Answer with nothing but a number: how many lines include the word "styles"?

__________

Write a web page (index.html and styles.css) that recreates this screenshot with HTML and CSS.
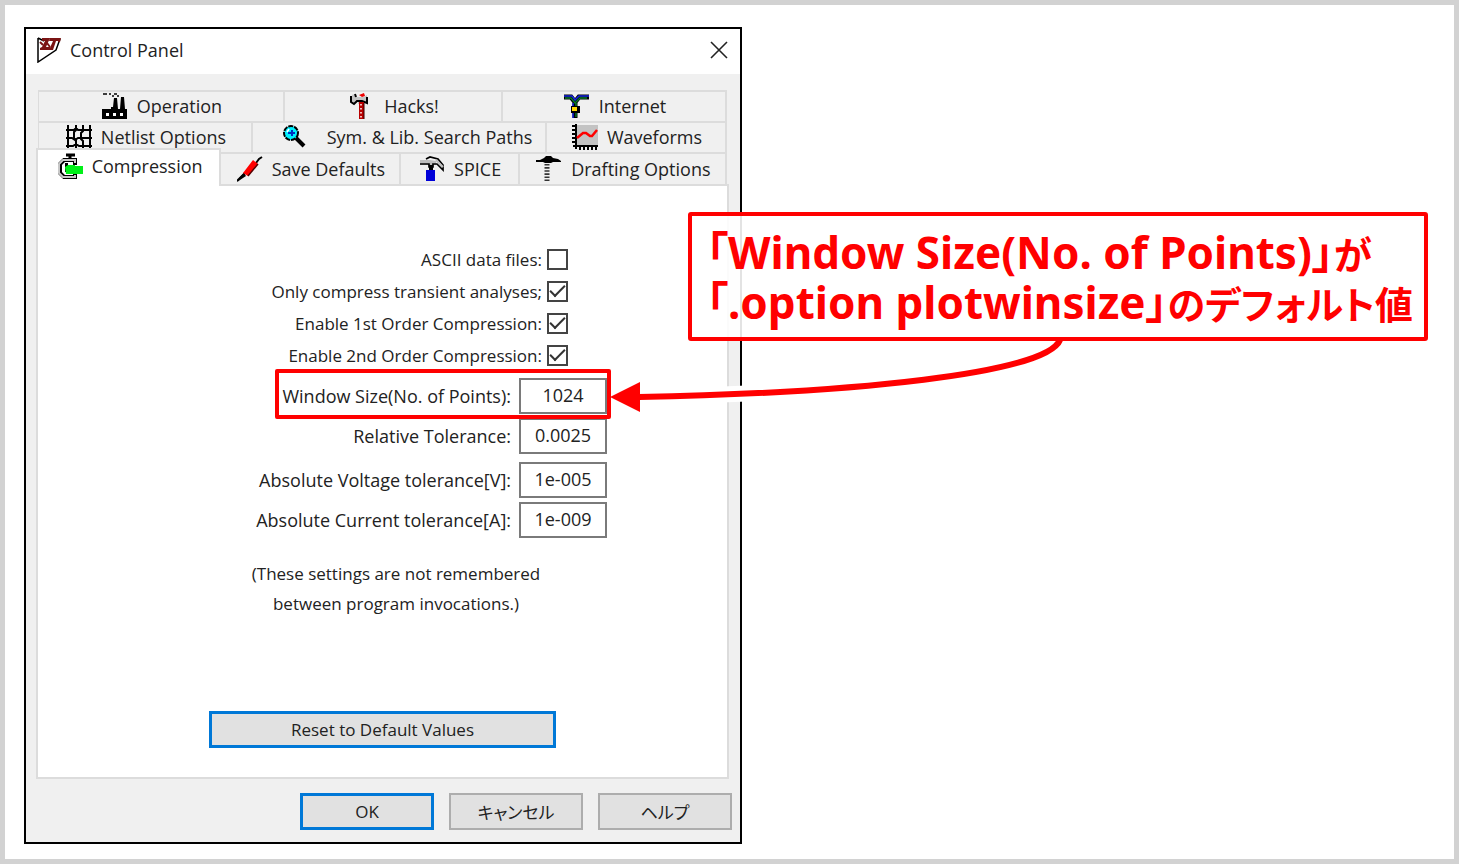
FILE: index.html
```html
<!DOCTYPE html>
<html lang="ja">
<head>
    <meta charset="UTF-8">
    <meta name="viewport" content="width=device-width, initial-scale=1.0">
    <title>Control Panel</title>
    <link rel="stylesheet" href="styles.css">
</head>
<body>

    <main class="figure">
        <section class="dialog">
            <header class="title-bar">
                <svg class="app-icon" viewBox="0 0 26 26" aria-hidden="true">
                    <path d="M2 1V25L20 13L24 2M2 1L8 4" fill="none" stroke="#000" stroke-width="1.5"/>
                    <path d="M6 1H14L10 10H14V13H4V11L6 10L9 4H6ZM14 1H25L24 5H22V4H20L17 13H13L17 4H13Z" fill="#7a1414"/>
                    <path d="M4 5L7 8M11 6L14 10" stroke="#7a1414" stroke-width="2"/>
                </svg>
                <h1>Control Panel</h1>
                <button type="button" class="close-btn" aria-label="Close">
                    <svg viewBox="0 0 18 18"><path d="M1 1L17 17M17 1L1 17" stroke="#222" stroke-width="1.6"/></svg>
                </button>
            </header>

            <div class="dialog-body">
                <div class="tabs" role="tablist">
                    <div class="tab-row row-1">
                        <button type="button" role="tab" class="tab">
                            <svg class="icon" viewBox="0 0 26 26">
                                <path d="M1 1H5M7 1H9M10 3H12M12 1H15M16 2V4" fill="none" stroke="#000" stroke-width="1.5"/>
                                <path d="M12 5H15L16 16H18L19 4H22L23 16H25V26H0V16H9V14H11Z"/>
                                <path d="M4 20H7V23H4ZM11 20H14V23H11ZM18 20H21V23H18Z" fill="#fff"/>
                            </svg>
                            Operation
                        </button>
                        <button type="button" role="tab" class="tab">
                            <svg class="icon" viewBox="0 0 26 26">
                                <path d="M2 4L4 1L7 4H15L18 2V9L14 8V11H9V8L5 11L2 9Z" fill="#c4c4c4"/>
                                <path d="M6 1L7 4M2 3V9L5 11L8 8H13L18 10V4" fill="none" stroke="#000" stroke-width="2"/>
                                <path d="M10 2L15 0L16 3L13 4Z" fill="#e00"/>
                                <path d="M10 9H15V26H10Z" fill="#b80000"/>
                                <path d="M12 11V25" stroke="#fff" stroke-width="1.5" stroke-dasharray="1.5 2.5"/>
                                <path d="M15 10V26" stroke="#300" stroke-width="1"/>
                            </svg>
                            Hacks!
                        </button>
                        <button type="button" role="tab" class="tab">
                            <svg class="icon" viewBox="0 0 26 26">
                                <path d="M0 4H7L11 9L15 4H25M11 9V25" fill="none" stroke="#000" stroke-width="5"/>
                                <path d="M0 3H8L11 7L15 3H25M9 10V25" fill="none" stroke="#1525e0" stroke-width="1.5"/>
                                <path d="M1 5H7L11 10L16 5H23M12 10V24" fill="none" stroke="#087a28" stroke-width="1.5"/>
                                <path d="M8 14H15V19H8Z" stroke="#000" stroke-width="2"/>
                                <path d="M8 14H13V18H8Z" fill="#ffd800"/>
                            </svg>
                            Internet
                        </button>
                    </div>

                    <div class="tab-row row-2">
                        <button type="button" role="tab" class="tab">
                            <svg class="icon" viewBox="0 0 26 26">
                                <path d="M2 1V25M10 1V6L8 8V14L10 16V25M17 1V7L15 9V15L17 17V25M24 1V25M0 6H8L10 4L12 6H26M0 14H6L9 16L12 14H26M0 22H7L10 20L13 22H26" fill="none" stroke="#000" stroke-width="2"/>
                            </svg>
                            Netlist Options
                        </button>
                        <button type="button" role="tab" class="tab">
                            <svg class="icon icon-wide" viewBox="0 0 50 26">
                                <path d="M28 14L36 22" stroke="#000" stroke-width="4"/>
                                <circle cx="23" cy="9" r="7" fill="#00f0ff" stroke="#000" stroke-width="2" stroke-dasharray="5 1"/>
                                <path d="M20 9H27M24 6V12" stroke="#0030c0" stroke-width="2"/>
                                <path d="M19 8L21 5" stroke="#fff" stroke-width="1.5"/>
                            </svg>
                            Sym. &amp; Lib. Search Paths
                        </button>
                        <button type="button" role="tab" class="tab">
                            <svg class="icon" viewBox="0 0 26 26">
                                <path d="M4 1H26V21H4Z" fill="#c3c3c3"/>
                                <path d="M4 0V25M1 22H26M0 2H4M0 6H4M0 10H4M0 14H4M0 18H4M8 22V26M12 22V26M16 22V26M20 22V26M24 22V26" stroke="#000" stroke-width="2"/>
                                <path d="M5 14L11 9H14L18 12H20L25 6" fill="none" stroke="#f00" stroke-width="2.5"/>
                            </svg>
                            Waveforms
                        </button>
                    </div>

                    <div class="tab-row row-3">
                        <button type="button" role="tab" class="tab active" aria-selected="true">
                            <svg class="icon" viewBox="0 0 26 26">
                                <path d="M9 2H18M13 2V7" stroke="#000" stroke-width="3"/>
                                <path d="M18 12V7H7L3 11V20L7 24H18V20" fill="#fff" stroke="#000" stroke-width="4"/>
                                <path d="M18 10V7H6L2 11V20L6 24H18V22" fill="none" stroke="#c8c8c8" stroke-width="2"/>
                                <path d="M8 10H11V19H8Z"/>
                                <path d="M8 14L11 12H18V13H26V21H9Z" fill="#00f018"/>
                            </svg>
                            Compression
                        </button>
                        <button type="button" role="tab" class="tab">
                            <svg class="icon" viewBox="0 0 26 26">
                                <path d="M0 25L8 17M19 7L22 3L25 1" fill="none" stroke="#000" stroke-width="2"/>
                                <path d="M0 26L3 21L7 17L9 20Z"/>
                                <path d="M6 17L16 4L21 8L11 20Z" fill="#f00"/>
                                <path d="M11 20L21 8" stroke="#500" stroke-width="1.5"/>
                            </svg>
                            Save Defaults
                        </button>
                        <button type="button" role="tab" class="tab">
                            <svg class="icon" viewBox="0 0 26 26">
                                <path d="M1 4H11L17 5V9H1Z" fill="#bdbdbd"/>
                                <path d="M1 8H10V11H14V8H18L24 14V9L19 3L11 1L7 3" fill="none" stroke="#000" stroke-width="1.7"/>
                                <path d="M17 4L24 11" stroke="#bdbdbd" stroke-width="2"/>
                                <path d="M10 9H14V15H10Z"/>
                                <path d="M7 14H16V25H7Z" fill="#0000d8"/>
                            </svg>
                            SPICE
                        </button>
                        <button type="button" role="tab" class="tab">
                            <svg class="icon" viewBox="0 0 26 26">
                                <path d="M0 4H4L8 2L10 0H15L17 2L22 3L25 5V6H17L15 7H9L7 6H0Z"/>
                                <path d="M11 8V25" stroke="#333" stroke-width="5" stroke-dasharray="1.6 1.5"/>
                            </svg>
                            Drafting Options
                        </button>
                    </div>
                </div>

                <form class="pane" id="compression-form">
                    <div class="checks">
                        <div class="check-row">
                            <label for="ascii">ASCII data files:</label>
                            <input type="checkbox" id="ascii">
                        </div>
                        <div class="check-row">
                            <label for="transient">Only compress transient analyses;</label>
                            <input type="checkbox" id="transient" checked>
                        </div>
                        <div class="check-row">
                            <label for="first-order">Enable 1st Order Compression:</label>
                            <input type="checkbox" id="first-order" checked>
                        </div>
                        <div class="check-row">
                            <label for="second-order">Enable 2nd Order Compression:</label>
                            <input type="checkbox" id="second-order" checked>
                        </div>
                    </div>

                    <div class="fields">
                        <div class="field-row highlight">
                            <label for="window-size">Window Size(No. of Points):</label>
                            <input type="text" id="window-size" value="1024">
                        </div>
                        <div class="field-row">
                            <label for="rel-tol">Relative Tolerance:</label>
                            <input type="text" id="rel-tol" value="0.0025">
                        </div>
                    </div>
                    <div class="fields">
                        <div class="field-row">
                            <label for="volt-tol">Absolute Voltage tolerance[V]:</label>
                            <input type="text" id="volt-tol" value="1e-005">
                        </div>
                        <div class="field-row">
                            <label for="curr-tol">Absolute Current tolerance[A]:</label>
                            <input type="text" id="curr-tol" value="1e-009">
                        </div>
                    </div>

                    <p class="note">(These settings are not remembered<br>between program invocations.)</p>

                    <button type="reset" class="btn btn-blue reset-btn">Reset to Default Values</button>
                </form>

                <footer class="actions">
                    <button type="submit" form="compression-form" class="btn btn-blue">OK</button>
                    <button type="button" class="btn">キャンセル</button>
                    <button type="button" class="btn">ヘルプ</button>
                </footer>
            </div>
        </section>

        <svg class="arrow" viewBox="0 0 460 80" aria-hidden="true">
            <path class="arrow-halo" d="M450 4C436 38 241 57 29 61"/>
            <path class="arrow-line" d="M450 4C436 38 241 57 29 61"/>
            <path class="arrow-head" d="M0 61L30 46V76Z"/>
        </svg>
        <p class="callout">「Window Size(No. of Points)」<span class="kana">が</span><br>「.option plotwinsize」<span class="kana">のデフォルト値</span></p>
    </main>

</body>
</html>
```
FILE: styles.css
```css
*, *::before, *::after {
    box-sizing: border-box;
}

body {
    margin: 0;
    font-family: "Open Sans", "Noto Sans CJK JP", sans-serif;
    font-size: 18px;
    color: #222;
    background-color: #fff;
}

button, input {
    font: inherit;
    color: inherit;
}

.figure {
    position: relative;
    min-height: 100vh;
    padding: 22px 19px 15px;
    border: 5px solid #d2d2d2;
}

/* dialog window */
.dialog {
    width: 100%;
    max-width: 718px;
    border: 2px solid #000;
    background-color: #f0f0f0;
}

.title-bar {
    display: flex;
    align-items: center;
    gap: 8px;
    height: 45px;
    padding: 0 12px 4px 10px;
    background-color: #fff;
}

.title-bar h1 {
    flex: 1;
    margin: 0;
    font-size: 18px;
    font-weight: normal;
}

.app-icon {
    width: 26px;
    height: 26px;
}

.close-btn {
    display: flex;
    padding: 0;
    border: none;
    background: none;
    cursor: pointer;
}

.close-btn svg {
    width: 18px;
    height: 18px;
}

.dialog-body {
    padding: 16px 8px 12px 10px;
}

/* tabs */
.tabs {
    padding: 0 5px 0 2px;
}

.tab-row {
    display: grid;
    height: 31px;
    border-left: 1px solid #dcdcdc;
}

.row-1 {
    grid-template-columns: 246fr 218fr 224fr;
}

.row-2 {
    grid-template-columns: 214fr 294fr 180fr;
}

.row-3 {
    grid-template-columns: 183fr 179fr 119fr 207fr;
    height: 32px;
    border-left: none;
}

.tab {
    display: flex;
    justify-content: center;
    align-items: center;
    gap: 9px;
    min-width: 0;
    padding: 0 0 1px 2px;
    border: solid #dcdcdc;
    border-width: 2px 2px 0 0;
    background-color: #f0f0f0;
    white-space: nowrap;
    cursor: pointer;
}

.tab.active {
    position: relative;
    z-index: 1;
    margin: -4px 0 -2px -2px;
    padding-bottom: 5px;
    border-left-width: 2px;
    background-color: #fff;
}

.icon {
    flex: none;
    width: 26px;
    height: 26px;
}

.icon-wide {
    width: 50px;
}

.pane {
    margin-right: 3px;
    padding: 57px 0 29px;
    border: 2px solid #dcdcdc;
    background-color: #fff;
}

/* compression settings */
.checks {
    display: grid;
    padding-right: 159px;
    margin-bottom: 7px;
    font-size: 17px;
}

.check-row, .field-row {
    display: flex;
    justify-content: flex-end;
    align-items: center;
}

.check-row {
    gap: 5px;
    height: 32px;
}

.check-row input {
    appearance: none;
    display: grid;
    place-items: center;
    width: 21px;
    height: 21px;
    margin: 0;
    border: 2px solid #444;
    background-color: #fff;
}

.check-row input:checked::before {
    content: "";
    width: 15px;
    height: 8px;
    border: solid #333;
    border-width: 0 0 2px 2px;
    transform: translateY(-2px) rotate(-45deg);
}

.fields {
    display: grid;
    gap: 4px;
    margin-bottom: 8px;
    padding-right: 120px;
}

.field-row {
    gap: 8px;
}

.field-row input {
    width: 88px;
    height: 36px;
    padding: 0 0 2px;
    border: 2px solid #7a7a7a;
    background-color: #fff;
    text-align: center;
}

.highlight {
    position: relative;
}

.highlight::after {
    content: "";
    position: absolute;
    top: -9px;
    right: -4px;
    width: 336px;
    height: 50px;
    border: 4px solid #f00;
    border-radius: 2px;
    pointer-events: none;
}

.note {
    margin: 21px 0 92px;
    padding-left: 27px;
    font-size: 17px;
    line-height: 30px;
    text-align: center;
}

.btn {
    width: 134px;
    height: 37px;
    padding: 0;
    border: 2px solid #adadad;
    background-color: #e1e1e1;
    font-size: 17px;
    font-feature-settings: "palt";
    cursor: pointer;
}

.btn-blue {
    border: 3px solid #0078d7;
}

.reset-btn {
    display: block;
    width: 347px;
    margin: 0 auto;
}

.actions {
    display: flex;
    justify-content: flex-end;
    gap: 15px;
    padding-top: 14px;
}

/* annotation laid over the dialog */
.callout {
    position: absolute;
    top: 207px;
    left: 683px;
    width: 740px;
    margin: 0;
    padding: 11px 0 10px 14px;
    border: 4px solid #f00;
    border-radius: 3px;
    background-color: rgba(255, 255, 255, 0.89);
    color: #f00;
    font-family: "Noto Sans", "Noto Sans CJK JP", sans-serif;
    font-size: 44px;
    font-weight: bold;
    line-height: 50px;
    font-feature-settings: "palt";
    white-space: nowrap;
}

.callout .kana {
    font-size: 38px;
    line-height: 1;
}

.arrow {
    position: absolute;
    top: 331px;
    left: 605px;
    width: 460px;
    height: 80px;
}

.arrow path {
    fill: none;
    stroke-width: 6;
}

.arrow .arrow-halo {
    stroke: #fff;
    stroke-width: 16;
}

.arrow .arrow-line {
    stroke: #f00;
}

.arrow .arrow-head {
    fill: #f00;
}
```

__________

- **Answer for this exercise**
3